▶ _What is being asked_:
Look through the records that follow. Copy every line containing the word "this".
▬▬▬▬▬▬▬▬▬▬
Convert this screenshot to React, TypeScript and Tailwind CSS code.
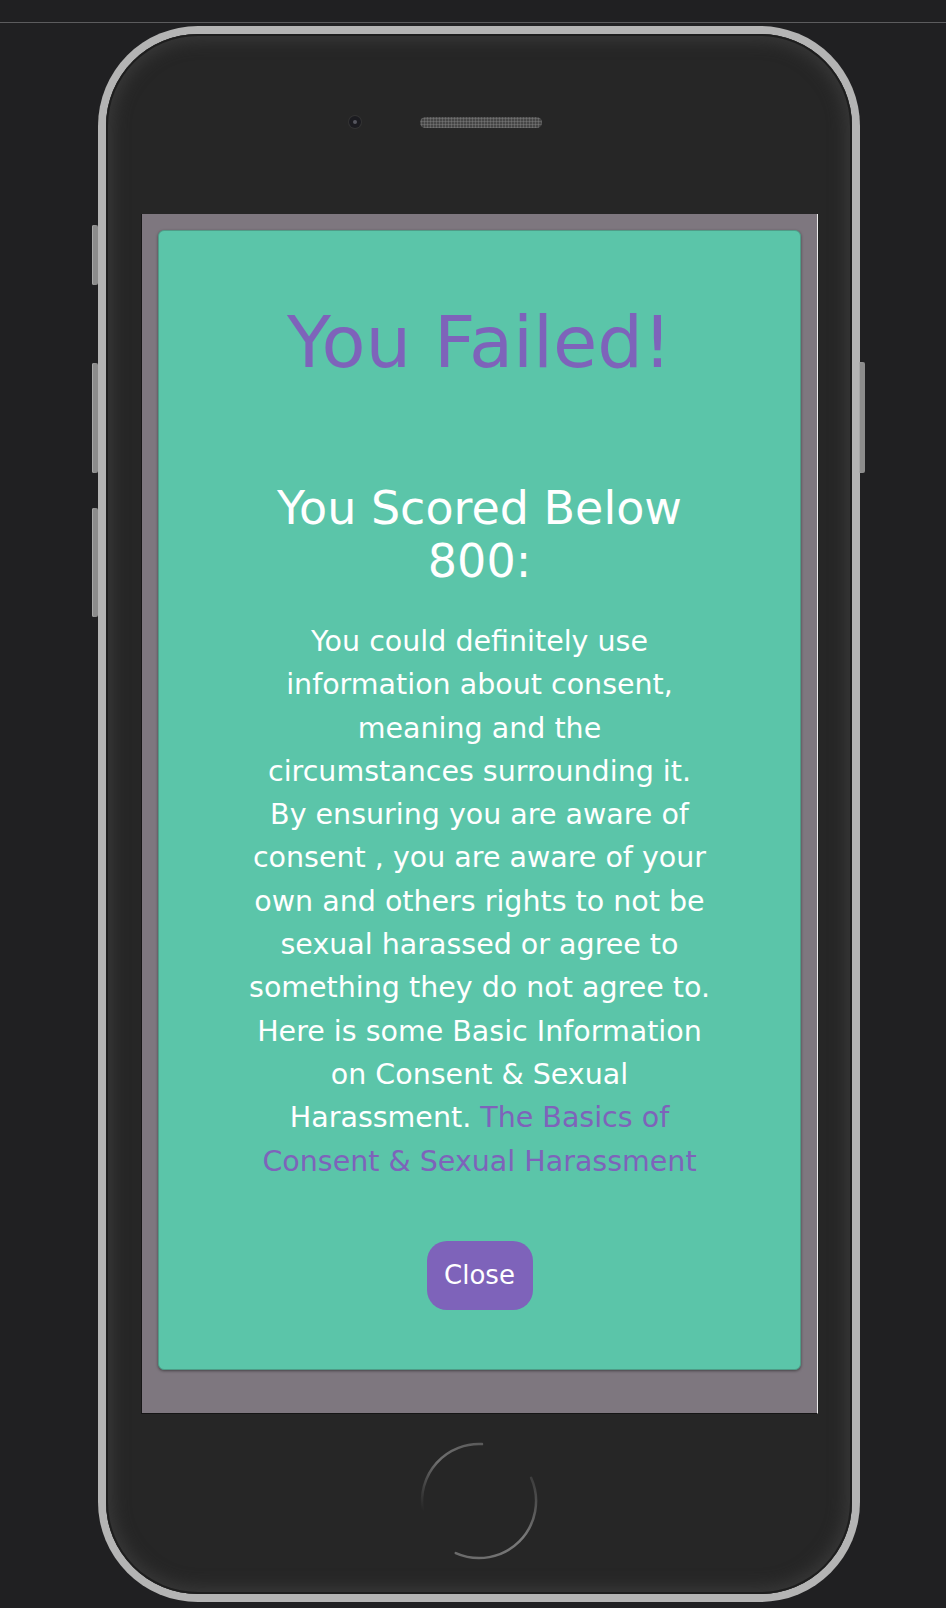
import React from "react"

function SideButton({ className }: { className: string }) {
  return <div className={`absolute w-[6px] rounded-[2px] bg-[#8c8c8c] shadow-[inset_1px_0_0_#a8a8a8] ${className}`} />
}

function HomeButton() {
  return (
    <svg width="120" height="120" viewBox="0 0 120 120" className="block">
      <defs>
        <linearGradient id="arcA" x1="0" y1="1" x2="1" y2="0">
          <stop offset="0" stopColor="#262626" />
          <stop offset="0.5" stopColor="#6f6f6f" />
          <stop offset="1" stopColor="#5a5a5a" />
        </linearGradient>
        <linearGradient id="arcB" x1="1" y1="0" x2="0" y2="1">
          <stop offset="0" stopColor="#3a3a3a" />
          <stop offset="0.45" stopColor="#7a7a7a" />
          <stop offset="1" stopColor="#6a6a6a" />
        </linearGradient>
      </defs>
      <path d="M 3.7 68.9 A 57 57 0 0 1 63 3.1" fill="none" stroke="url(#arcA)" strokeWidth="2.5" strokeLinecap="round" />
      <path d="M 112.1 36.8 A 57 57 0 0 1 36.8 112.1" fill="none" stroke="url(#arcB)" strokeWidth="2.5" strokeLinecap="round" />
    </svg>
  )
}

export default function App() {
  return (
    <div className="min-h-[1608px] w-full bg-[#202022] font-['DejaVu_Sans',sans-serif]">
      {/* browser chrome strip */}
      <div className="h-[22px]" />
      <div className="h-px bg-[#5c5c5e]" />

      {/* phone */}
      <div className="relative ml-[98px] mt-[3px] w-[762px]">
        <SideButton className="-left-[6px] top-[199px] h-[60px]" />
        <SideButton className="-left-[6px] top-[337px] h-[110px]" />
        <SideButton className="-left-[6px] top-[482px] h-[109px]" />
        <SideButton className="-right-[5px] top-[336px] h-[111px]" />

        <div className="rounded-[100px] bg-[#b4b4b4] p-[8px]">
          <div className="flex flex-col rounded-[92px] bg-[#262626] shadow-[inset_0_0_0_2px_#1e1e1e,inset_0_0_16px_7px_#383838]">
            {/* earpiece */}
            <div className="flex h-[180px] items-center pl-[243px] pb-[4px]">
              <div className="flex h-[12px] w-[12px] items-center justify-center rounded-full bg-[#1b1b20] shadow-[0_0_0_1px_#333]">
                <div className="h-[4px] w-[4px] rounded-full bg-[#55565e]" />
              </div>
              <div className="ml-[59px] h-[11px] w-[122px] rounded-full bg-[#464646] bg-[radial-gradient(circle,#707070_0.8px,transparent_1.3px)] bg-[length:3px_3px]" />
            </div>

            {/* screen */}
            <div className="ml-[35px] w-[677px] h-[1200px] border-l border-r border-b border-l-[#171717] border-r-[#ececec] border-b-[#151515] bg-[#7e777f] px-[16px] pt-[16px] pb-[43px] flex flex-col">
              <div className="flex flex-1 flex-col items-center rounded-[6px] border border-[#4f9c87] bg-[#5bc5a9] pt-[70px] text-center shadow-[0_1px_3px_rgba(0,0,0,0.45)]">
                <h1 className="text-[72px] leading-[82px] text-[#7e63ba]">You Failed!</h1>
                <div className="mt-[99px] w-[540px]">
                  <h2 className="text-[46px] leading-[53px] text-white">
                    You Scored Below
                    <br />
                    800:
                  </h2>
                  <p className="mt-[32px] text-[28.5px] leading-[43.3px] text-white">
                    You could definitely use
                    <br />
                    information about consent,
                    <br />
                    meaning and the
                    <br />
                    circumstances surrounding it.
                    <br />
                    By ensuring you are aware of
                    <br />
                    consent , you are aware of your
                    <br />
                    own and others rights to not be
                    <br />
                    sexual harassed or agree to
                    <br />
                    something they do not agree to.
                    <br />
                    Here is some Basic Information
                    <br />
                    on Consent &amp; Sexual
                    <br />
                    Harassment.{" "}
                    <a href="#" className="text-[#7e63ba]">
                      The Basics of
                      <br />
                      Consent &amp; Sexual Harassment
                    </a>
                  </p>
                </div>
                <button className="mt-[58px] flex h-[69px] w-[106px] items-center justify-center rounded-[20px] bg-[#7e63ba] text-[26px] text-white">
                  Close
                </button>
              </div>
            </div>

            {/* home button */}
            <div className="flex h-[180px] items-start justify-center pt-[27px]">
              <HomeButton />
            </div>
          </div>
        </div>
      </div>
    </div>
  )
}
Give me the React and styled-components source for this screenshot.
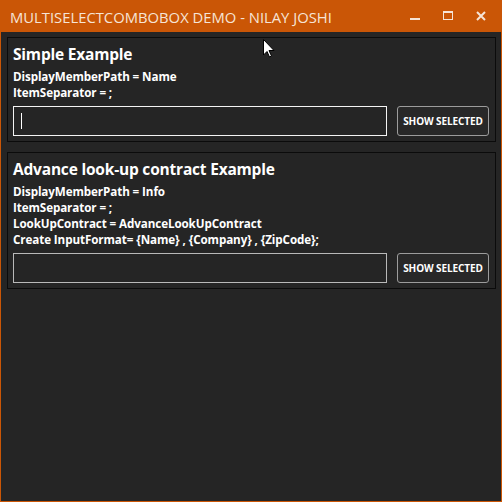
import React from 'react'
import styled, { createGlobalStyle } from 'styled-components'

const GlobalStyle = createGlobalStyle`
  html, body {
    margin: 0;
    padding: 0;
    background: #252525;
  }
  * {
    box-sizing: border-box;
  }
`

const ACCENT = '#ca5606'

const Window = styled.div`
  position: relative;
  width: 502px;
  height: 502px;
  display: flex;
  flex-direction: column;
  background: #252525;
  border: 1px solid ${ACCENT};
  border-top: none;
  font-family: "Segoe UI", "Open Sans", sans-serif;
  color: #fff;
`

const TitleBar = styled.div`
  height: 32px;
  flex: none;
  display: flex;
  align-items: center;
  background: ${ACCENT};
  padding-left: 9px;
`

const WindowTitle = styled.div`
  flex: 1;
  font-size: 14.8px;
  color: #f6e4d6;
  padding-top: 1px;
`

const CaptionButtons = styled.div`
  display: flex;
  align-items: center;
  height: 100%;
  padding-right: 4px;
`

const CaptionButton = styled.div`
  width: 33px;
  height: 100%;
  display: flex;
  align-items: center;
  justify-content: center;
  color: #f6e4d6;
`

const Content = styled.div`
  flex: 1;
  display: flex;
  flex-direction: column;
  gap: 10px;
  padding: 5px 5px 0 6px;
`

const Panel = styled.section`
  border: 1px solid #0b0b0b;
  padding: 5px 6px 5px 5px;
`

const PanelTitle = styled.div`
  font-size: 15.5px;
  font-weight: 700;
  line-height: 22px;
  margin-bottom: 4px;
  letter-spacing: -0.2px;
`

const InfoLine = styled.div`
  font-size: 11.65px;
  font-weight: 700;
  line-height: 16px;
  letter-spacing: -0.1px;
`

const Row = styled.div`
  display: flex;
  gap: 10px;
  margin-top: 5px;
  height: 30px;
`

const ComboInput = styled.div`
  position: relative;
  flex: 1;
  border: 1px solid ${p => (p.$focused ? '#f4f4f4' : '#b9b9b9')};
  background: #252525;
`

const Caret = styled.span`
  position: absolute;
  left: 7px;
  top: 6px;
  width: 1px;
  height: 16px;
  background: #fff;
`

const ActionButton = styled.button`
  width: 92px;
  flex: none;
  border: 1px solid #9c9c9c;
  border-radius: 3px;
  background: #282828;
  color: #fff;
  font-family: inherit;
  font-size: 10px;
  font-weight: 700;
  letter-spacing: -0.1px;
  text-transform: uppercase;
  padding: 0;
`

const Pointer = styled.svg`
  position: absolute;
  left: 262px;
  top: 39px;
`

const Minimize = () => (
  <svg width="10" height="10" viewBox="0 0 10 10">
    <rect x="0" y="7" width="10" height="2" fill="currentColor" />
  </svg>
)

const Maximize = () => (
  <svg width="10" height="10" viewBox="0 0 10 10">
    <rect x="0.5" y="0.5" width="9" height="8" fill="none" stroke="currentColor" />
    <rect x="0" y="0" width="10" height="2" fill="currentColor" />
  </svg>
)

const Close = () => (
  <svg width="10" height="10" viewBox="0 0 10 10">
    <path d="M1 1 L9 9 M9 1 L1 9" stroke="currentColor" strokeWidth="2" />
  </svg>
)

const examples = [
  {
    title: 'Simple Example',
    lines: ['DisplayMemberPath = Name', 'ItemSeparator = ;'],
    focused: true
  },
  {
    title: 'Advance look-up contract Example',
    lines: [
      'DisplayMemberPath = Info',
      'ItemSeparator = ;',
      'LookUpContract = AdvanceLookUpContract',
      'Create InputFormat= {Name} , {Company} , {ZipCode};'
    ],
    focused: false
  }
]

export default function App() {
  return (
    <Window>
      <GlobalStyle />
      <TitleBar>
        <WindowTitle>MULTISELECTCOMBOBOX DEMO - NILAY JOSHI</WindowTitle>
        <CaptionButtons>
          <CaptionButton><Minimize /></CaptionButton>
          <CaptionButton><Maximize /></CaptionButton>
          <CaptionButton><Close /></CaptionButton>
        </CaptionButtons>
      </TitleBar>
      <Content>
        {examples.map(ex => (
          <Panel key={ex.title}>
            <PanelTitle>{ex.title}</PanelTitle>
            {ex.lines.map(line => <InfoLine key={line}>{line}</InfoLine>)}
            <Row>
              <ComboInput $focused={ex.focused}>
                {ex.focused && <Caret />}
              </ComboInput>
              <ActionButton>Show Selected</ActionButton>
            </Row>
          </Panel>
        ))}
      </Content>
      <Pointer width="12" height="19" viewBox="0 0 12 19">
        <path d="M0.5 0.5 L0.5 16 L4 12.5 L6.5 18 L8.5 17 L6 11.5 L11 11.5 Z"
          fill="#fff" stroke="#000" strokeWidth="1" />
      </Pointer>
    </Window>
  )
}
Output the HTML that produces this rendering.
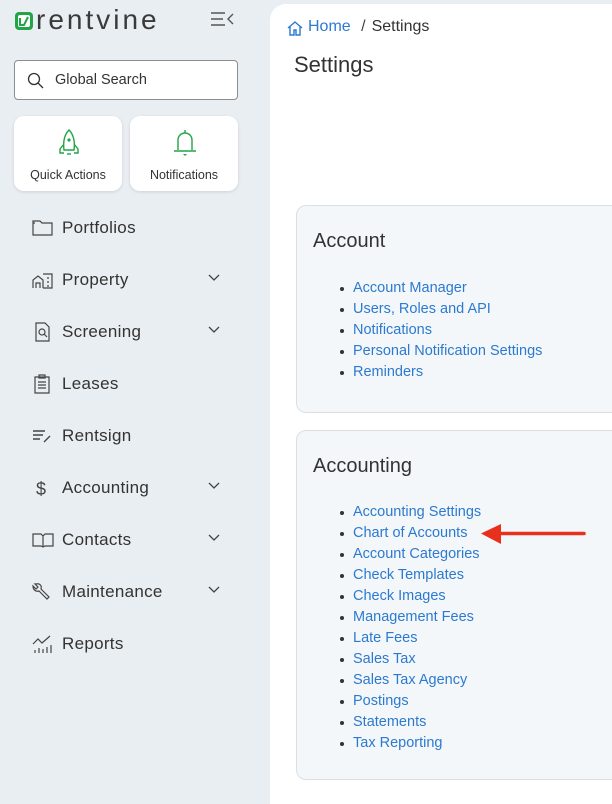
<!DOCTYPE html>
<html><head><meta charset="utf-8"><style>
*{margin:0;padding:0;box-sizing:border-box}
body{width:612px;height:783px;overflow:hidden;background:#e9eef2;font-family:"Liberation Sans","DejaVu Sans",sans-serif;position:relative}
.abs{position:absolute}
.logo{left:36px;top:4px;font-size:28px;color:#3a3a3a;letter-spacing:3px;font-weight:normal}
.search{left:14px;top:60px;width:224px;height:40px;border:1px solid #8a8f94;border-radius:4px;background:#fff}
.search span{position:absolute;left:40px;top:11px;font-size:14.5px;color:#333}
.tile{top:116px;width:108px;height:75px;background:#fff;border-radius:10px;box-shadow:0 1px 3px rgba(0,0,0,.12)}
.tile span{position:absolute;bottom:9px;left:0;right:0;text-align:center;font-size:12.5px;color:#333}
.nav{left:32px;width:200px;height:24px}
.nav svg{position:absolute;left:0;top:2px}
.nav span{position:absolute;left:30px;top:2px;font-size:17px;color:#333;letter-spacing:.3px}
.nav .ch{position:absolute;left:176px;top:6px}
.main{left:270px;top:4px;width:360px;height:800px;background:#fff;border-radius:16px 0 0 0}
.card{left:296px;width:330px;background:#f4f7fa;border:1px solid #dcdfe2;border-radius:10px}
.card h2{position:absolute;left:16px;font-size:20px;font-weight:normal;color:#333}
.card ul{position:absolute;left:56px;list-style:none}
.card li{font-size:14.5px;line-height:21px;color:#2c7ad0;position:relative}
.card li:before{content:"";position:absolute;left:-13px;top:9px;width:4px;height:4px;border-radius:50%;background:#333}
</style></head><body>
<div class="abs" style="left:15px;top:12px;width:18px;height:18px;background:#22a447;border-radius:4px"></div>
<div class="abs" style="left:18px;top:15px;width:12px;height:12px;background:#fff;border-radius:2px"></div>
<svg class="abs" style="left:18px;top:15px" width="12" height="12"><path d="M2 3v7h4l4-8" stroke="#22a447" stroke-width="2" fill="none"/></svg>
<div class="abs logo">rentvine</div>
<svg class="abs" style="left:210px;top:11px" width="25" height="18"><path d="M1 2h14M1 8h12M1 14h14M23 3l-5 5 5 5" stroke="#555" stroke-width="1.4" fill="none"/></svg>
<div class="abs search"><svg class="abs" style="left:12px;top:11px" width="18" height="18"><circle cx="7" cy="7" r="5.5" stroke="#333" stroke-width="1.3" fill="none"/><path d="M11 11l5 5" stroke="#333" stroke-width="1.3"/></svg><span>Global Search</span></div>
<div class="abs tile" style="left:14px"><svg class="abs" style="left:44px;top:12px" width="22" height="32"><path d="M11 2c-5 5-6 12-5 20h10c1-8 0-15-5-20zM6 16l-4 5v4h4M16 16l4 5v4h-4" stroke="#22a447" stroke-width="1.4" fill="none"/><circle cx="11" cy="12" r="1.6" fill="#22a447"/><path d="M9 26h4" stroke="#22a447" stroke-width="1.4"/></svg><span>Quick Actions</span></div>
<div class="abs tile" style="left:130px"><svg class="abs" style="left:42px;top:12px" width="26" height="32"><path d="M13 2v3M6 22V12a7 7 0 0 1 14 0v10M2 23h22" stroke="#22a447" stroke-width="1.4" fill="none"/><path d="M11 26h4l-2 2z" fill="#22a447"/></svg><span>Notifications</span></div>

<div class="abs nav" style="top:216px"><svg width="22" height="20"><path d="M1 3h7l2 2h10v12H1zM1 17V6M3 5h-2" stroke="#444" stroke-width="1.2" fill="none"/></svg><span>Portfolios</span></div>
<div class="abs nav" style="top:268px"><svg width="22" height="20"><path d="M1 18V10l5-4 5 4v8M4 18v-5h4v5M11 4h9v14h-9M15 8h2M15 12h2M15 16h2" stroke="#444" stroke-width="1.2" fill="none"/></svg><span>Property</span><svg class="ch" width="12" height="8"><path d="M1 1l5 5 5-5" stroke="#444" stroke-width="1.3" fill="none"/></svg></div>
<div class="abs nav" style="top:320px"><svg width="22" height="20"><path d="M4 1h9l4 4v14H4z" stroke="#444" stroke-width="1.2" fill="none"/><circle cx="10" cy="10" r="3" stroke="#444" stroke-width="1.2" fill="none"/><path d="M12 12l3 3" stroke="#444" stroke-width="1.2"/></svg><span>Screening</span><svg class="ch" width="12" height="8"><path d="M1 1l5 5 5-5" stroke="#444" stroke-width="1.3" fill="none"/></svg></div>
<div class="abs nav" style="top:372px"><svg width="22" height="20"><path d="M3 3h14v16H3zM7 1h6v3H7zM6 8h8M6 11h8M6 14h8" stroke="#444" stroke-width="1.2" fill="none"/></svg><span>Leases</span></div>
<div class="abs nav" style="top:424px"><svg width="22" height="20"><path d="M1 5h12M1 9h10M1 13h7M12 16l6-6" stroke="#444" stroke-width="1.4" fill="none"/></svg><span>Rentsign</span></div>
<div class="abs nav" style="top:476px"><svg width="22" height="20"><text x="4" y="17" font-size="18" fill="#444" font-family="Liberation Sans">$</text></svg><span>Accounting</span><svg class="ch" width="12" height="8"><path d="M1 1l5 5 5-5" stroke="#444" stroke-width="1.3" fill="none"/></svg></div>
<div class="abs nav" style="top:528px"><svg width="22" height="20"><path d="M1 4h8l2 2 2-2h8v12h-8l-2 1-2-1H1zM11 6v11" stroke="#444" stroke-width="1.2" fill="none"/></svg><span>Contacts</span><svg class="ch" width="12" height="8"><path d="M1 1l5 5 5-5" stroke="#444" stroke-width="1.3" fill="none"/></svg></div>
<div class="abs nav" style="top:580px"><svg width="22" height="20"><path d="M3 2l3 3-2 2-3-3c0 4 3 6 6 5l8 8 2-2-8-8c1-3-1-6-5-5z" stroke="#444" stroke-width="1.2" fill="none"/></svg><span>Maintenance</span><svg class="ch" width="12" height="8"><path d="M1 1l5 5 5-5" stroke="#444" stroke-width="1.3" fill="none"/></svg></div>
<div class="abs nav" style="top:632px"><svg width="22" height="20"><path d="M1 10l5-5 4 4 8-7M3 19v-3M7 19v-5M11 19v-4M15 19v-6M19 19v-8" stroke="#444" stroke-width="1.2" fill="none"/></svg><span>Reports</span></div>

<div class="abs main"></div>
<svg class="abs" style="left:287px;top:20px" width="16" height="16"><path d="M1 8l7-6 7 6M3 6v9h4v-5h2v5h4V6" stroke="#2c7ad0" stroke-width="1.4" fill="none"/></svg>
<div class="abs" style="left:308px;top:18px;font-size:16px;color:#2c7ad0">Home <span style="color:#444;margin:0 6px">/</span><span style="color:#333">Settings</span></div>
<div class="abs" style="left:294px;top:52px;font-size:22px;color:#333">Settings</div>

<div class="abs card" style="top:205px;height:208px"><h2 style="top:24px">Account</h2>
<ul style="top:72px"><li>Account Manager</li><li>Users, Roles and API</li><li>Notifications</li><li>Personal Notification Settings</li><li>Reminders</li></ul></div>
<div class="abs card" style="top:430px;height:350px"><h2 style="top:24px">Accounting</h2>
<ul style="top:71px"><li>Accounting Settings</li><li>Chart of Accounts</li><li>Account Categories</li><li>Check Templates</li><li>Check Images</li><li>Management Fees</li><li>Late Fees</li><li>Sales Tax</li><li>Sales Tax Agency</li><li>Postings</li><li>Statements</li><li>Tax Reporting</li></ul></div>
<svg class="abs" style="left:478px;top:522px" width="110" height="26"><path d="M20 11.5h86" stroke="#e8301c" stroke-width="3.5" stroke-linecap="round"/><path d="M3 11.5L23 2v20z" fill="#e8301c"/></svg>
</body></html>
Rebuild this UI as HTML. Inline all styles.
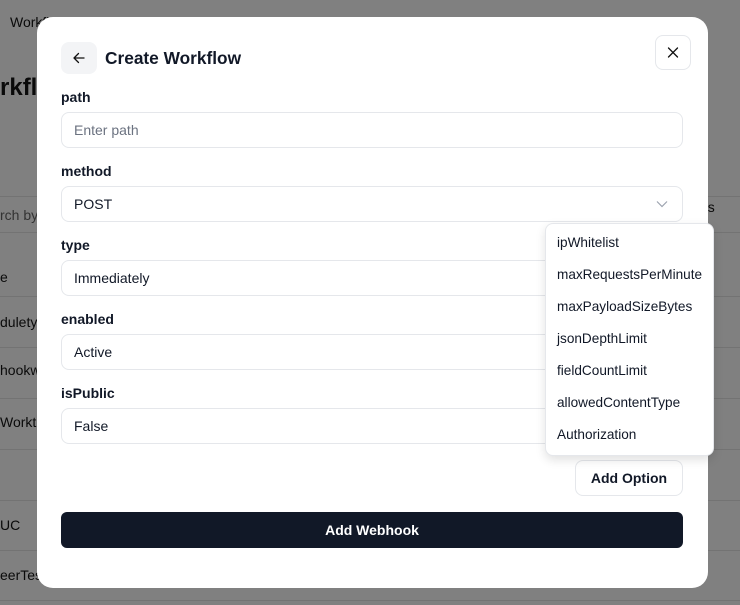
▬▬▬▬▬▬▬▬▬▬
▶ _Exercise answer_:
Convert this screenshot to React, TypeScript and Tailwind CSS code.
Give me the React and styled-components source for this screenshot.
Output the HTML that produces this rendering.
Rebuild this UI as HTML. Inline all styles.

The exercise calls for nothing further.